Court of Appeals of Arizona (1991)
Facts
- SDR owned a building in Tucson, which ARG leased to operate a restaurant.
- The lease began on September 1, 1974, and was renewed for five additional years in 1984.
- The lease required ARG to return the premises in good condition upon expiration.
- Approximately six months before the lease expired, SDR notified ARG of the need to maintain the premises.
- However, when the lease ended on August 31, 1989, the premises were in disrepair, and ARG attempted to surrender the property in that condition.
- SDR refused to accept the return, citing extensive repairs needed.
- ARG maintained some control over the premises to complete repairs, but these were deemed inadequate.
- SDR had been negotiating with potential tenants, including Toys "R" Us, and at trial, the property remained standing.
- SDR sued ARG for breach of lease, seeking damages for repair costs and unpaid rent during ARG's holdover period.
- The trial court found in favor of SDR, awarding damages for the restoration and holdover rent.
Issue
- The issue was whether the trial court properly calculated damages for breach of lease based on the cost of repairs rather than the diminution in market value.
Holding — Roll, J.
- The Court of Appeals of the State of Arizona held that the trial court did not err in calculating damages based on the cost of repairs and affirmed the judgment in favor of SDR.
Rule
- A lessee's obligation to return leased property in good condition under a lease agreement can result in liability for damages measured by the cost of repair, regardless of subsequent changes in property value.
Reasoning
- The Court of Appeals reasoned that the damages for breach of lease were correctly calculated as the cost of restoration since the lease explicitly required ARG to maintain the property in good condition.
- ARG's argument that the measure of damages should be based on market value rather than repair costs was rejected, as the trial court's findings indicated that the damage was not irremediable at the time of surrender.
- The court noted that damages are assessed based on the condition of the property at the time of breach, which occurred when the lease expired.
- Furthermore, the court found that subsequent actions taken by SDR, including demolition plans, did not mitigate ARG's responsibility for the property's condition.
- The trial court's findings on holdover tenancy and lost rental income were also supported by sufficient evidence, reinforcing SDR's entitlement to damages.

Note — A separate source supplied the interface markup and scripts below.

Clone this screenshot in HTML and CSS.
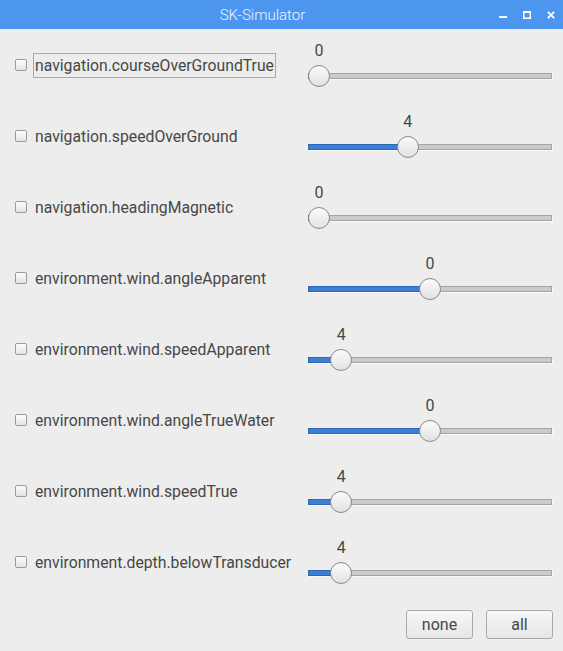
FILE: index.html
```html
<!DOCTYPE html>
<html>
<head>
<meta charset="utf-8">
<link rel="stylesheet" href="styles.css">
</head>
<body>
<div class="window">
  <div class="titlebar">
    <span class="title">SK-Simulator</span>
    <div class="controls">
      <svg class="ctl" width="8" height="8" viewBox="0 0 8 8"><rect x="0" y="5" width="8" height="2" fill="#fff"/></svg>
      <svg class="ctl" width="8" height="8" viewBox="0 0 8 8"><rect x="0.75" y="0.75" width="6.5" height="6.5" fill="none" stroke="#fff" stroke-width="1.5"/><rect x="0" y="0" width="8" height="2" fill="#fff"/></svg>
      <svg class="ctl" width="8" height="8" viewBox="0 0 8 8"><path d="M0.8 0.8 L7.2 7.2 M7.2 0.8 L0.8 7.2" stroke="#fff" stroke-width="1.8"/></svg>
    </div>
  </div>
  <div class="content">
    <div class="row">
      <div class="left"><span class="cb"></span><span class="label focused">navigation.courseOverGroundTrue</span></div>
      <div class="slider"><div class="rail" style="--p:0%"><span class="val">0</span><div class="track"><div class="fill"></div></div><span class="thumb"></span></div></div>
    </div>
    <div class="row">
      <div class="left"><span class="cb"></span><span class="label">navigation.speedOverGround</span></div>
      <div class="slider"><div class="rail" style="--p:40%"><span class="val">4</span><div class="track"><div class="fill"></div></div><span class="thumb"></span></div></div>
    </div>
    <div class="row">
      <div class="left"><span class="cb"></span><span class="label">navigation.headingMagnetic</span></div>
      <div class="slider"><div class="rail" style="--p:0%"><span class="val">0</span><div class="track"><div class="fill"></div></div><span class="thumb"></span></div></div>
    </div>
    <div class="row">
      <div class="left"><span class="cb"></span><span class="label">environment.wind.angleApparent</span></div>
      <div class="slider"><div class="rail" style="--p:50%"><span class="val">0</span><div class="track"><div class="fill"></div></div><span class="thumb"></span></div></div>
    </div>
    <div class="row">
      <div class="left"><span class="cb"></span><span class="label">environment.wind.speedApparent</span></div>
      <div class="slider"><div class="rail" style="--p:10%"><span class="val">4</span><div class="track"><div class="fill"></div></div><span class="thumb"></span></div></div>
    </div>
    <div class="row">
      <div class="left"><span class="cb"></span><span class="label">environment.wind.angleTrueWater</span></div>
      <div class="slider"><div class="rail" style="--p:50%"><span class="val">0</span><div class="track"><div class="fill"></div></div><span class="thumb"></span></div></div>
    </div>
    <div class="row">
      <div class="left"><span class="cb"></span><span class="label">environment.wind.speedTrue</span></div>
      <div class="slider"><div class="rail" style="--p:10%"><span class="val">4</span><div class="track"><div class="fill"></div></div><span class="thumb"></span></div></div>
    </div>
    <div class="row">
      <div class="left"><span class="cb"></span><span class="label">environment.depth.belowTransducer</span></div>
      <div class="slider"><div class="rail" style="--p:10%"><span class="val">4</span><div class="track"><div class="fill"></div></div><span class="thumb"></span></div></div>
    </div>
    <div class="buttons">
      <button class="btn">none</button>
      <button class="btn">all</button>
    </div>
  </div>
</div>
</body>
</html>
```
FILE: styles.css
```css
* { box-sizing: border-box; }
html, body { margin: 0; padding: 0; }
body {
  width: 563px;
  height: 651px;
  background: #ededed;
  font-family: Roboto, "Liberation Sans", sans-serif;
  color: #474747;
  overflow: hidden;
}
.window { width: 563px; height: 651px; display: flex; flex-direction: column; }
.titlebar {
  height: 29px;
  background: #4d96f0;
  display: flex;
  align-items: center;
  justify-content: center;
  position: relative;
  flex: none;
}
.title {
  color: #eef4ff;
  font-size: 15px;
  font-weight: 300;
  margin-right: 38px;
}
.controls {
  position: absolute;
  right: 8px;
  top: 11px;
  display: flex;
  gap: 16px;
}
.ctl { display: block; }
.content { display: flex; flex-direction: column; }
.row {
  height: 71px;
  display: flex;
}
.left {
  width: 308px;
  display: flex;
  align-items: center;
  height: 25px;
  margin-top: 23.5px;
  padding-left: 15px;
  gap: 6px;
}
.cb {
  width: 12px;
  height: 12px;
  border: 1px solid #9a9a9a;
  border-radius: 2px;
  background: linear-gradient(#fdfdfd, #e4e4e4);
  flex: none;
}
.label {
  font-size: 15.75px;
  line-height: 23px;
  border: 1px solid transparent;
  padding: 0 1px;
}
.label.focused { border-color: #a8a8a8; }
.slider {
  width: 244px;
  padding: 0 11px;
  position: relative;
}
.rail {
  position: relative;
  height: 71px;
}
.val {
  position: absolute;
  left: var(--p);
  top: 12px;
  transform: translateX(-50%);
  font-size: 16px;
  line-height: 20px;
}
.track {
  position: absolute;
  left: -11px;
  right: -11px;
  top: 44px;
  height: 6px;
  background: #cbcbcb;
  border: 1px solid #a4a4a4;
  box-shadow: 1px 1px 0 #fafafa;
}
.fill {
  position: absolute;
  left: -1px;
  top: -1px;
  bottom: -1px;
  background: #3d7fd6;
  border: 1px solid #2f68b5;
}
.rail[style*="--p:0%"] .fill { width: 12px; }
.rail[style*="--p:10%"] .fill { width: calc(11px + 22.2px); }
.rail[style*="--p:40%"] .fill { width: calc(11px + 88.8px); }
.rail[style*="--p:50%"] .fill { width: calc(11px + 111px); }
.thumb {
  position: absolute;
  left: var(--p);
  top: 36px;
  width: 22px;
  height: 22px;
  transform: translateX(-50%);
  border-radius: 50%;
  border: 1px solid #8a8a8a;
  background: linear-gradient(#fbfbfb, #e2e2e2);
}
.buttons {
  display: flex;
  justify-content: flex-end;
  gap: 13px;
  padding: 13px 10px 0 0;
}
.btn {
  width: 67px;
  height: 29px;
  border: 1px solid #a9a9a9;
  border-radius: 3px;
  background: linear-gradient(#f7f7f7, #e6e6e6);
  font-family: Roboto, "Liberation Sans", sans-serif;
  font-size: 16px;
  color: #474747;
  padding: 0;
}
```
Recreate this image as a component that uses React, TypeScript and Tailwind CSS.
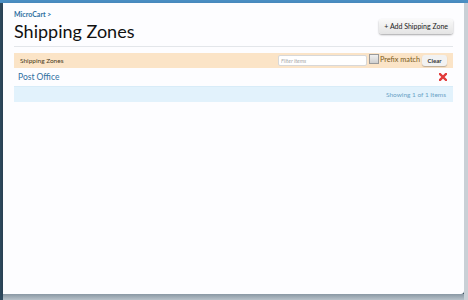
import React, { useState } from "react";

const font = { fontFamily: "Lato, 'DejaVu Sans', sans-serif" };

const App: React.FC = () => {
  const [filter, setFilter] = useState("");
  const [prefix, setPrefix] = useState(false);

  const zones = ["Post Office"];

  return (
    <div
      className="flex h-[300px] w-[468px] flex-col bg-[#2f4b60]"
      style={font}
    >
      <div className="h-[3px] bg-[#4b8fc4]" />
      <div className="flex flex-1 pl-[3px]">
        <div className="flex flex-1 flex-col">
          <div className="h-[291px] rounded-br-[3px] bg-[#fdfdff] px-[11px] pt-[7px] shadow-[0_2px_4px_rgba(0,0,0,0.3)]">
            <div className="text-[7px] leading-[9px] font-bold text-[#2f6f9f]">MicroCart &gt;</div>

            <div className="mt-[1px] flex items-start justify-between border-b border-[#e3e6ea] pb-[4px]">
              <h1 className="text-[18px] leading-[22px] text-[#111]">Shipping Zones</h1>
              <button className="-mt-[1px] rounded-[3px] bg-gradient-to-b from-[#fafafa] to-[#e4e4e4] px-[5px] py-[3px] text-[7px] leading-[9px] text-[#222] shadow-[0_1px_2px_rgba(0,0,0,0.35)]">
                + Add Shipping Zone
              </button>
            </div>

            <div className="mt-[6px] flex h-[15px] items-center justify-between bg-[#fbe4c7] pl-[6px] pr-[6px]">
              <span className="text-[6.5px] text-[#4a3a20]">Shipping Zones</span>
              <div className="flex items-center">
                <input
                  value={filter}
                  onChange={(e) => setFilter(e.target.value)}
                  placeholder="Filter items"
                  className="h-[11px] w-[89px] rounded-[2px] border border-[#d8d8d8] bg-white px-[2px] text-[5.5px] italic text-[#333] placeholder:text-[#aaa] outline-none"
                />
                <span
                  onClick={() => setPrefix(!prefix)}
                  className="mb-[4px] ml-[2px] h-[10px] w-[10px] border border-[#9a9a9a] bg-gradient-to-b from-[#f0f0f0] to-[#cfcfcf]"
                />
                <span className="ml-[1px] text-[7.3px] text-[#7a5a1a]">Prefix match</span>
                <button className="ml-[2px] h-[11px] rounded-[3px] bg-[#f2f2f2] px-[5.5px] text-[6px] font-bold text-[#333] shadow-[0_1px_1px_rgba(0,0,0,0.25)]">
                  Clear
                </button>
              </div>
            </div>

            {zones.map((z) => (
              <div key={z} className="flex h-[18px] items-center justify-between pl-[4px] pr-[6px]">
                <a className="text-[8.5px] text-[#2f6f9f]">{z}</a>
                <svg width="8" height="8" viewBox="0 0 8 8">
                  <path d="M1 1 L7 7 M7 1 L1 7" stroke="#e23a3a" strokeWidth="2.4" strokeLinecap="square" />
                </svg>
              </div>
            ))}

            <div className="flex h-[16px] items-center justify-end border-t border-[#d8ecf8] bg-[#e2f2fc] pr-[7px]">
              <span className="text-[6.5px] text-[#6aa2c6]">Showing 1 of 1 Items</span>
            </div>
          </div>
          <div className="flex-1 bg-gradient-to-b from-[#8a98a4] to-[#b8c2ca]" />
        </div>
        <div className="w-[4px] bg-[#c9d0d6]" />
      </div>
    </div>
  );
};

export default App;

Deep Dive: How the Court Reached Its Decision
Measure of Damages
The Court of Appeals reasoned that the trial court correctly calculated damages based on the cost of restoration to fulfill the lease's explicit requirement that ARG return the premises in good condition. ARG contended that damages should instead be calculated by the diminution in market value, asserting that since SDR later decided to demolish the building, the value of the property increased, thus negating any claims of diminished value. The court found ARG's argument unpersuasive, emphasizing that the damage to the property was not irremediable at the time of lease expiration. It highlighted that damages are assessed based on the condition of the property at the breach, which occurred when the lease expired, and not on subsequent actions taken by SDR. The court supported its position by referencing previous rulings that clarified the obligation of a lessee to maintain the property and the resulting liability for damages when such obligations were not met.
Exclusion of Evidence
The court addressed ARG's argument regarding the exclusion of evidence related to the subsequent demolition of the building, stating that the trial court did not abuse its discretion in this matter. The trial court allowed ARG to present an offer of proof and evidence concerning the demolition, but found it insufficient to raise the issue of mitigation of damages. The court reasoned that once the lease expired and the property was surrendered in a deteriorated state, the damages arose from ARG's breach and were not subject to mitigation. The court clarified that the principle of mitigation only applies when a plaintiff voluntarily exposes themselves to further damages, which was not the case with SDR. Therefore, the trial court's decision to exclude this evidence was deemed appropriate, reinforcing SDR's right to recover full damages for ARG's failure to adhere to the lease terms.
Holdover Tenancy and Lost Rental Income
In evaluating ARG's claim regarding the sufficiency of evidence supporting the finding of a holdover tenancy, the court concluded that the trial court's factual findings were well-supported. The evidence indicated that after the lease expired, ARG retained enough control over the premises to conduct inadequate repairs, which prevented SDR from renting the property to potential tenants. This situation resulted in lost rental income for SDR, as the premises were left in disrepair, specifically citing issues like inadequate air conditioning and a damaged parking lot. The court noted that the failure to return the property to its original condition entitled SDR to recover lost rent during the repair period. The findings indicated that ARG did not present evidence to show that the fair rental value of the premises was less than the lease amount, affirming the trial court's judgment on this matter.
Conclusion
The Court of Appeals ultimately affirmed the trial court's judgment, concluding that SDR was entitled to damages for the cost of restoring the premises and for lost rental income due to ARG's holdover tenancy. The court reinforced the principle that a lessee's obligation to return the property in good condition directly affects their liability for damages. By maintaining that the correct measure of damages was based on the cost of repair rather than market value, the court established the importance of lease agreements in defining the responsibilities of the parties involved. The ruling highlighted the necessity for lessees to fulfill their obligations to avoid financial repercussions stemming from breaches of lease terms. Consequently, SDR's right to recover full damages was upheld, ensuring that they were made whole following ARG's failure to comply with the lease agreement.